What this does is take the IPv6 network supplied via --client-ipv6-range, use the first address in the network for the wg server, and then allocate the first so-far-unallocated IPv6 address in that network to the new request (incrementing by one until a free one is found). This is certainly not the cleanest mode of allocation (we could shell out /64’s for example… or /48’s even), but to provide exactly one client with IPv6 connectivity, it is enough (also, spoilers, we will do some NAT66-y stuff later on).

Seeing things work

With some additional features added, we can now hit make build again, and run our wg server. Note, that we have to add ::/0 to --wg-allowed-ips; Adding a v6 DNS server to --wg-dns is optional, though.

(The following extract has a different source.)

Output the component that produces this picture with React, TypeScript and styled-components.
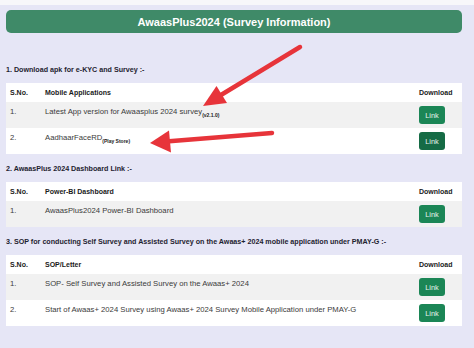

./bin/wireguard-ui --wg-endpoint="" --wg-dns=", 2001:db8::53" --wg-allowed-ips=", ::/0" --listen-address="" --wg-keepalive="15" --auth-user-header="X-Request-ID" --client-ipv4-range="" --client-ipv6-range="2001:db8:af45:23::/64" --wg-listen-port=51280 --v6 --random-port-nat &

Thanks to the change disabling NAT-ing (and the associated flushing of existing NFTables rules), we can even skip on

iptables -t nat -I PREROUTING -i eth0 -d -p udp -m multiport --dports 1:51819,51821:65535  -j REDIRECT --to-ports 51820

this time around. (still, check if the rule is still in place ;-))

If our v6 network is correctly routed to our machine’s eth0, clients–after downloading a new config–should now have IPv6 connectivity.